A Siberian court rejected a request for parole on August 22 from Khodorkovsky, 45, who is serving an eight-year prison term for fraud and tax evasion.
The court ruling has been appealed against in a higher court, Semyon Rozenberg said. "The documents have been sent to the district court, but have not been received yet."
Khodorkovsky, the founder of what was once the country's largest oil company, was arrested in October 2003 and convicted in May 2005. Earlier this year new charges were filed against him, of laundering billions of dollars and stealing huge volumes of oil.
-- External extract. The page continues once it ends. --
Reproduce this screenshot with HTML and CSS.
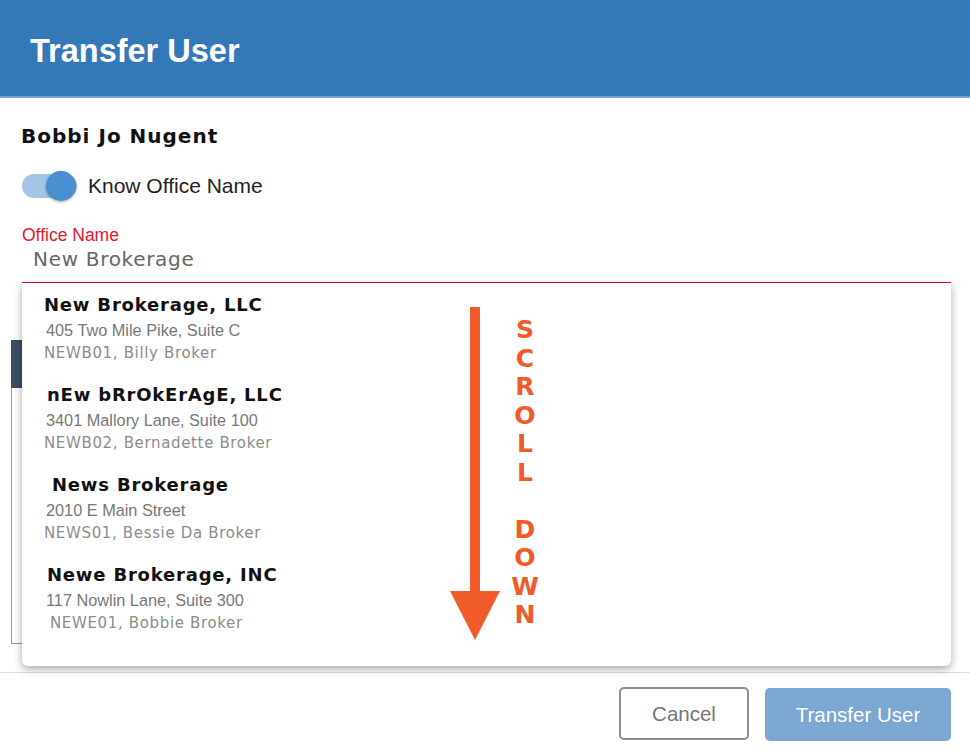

The Yukos oil company formally ceased to exist in November 2007, after the company's assets were sold off through a series of liquidation auctions to meet vast creditor claims. State oil company Rosneft bought up the lion's share of the production assets, becoming Russia's largest oil producer.
Khodorkovsky, an outspoken critic of former president Vladimir Putin, has consistently denied all charges against him, saying he was punished for supporting the opposition, and that the liquidation of Yukos was engineered by corrupt government officials aiming to seize lucrative oil assets.
His parole request, filed on July 16, came after the election of President Dmitry Medvedev in March. The new pro-business leader had suggested that Khodorkovsky could eventually be pardoned, and has pledged major reforms to Russia's judiciary, aimed at creating an independent court system free of bribery and corruption.
Khodorkovsky's chances of parole have been severely damaged by the latest charges, brought by prosecutors in June against him and his business partner Platon Lebedev, also serving an eight-year jail term for fraud and tax evasion, of laundering $28.3 billion and stealing oil between 1998 and 2004.
Khodorkovsky told Russian business daily Vedomosti in an interview published last month that he has no intention of returning to the Russian oil industry and will not contest the rulings against Yukos.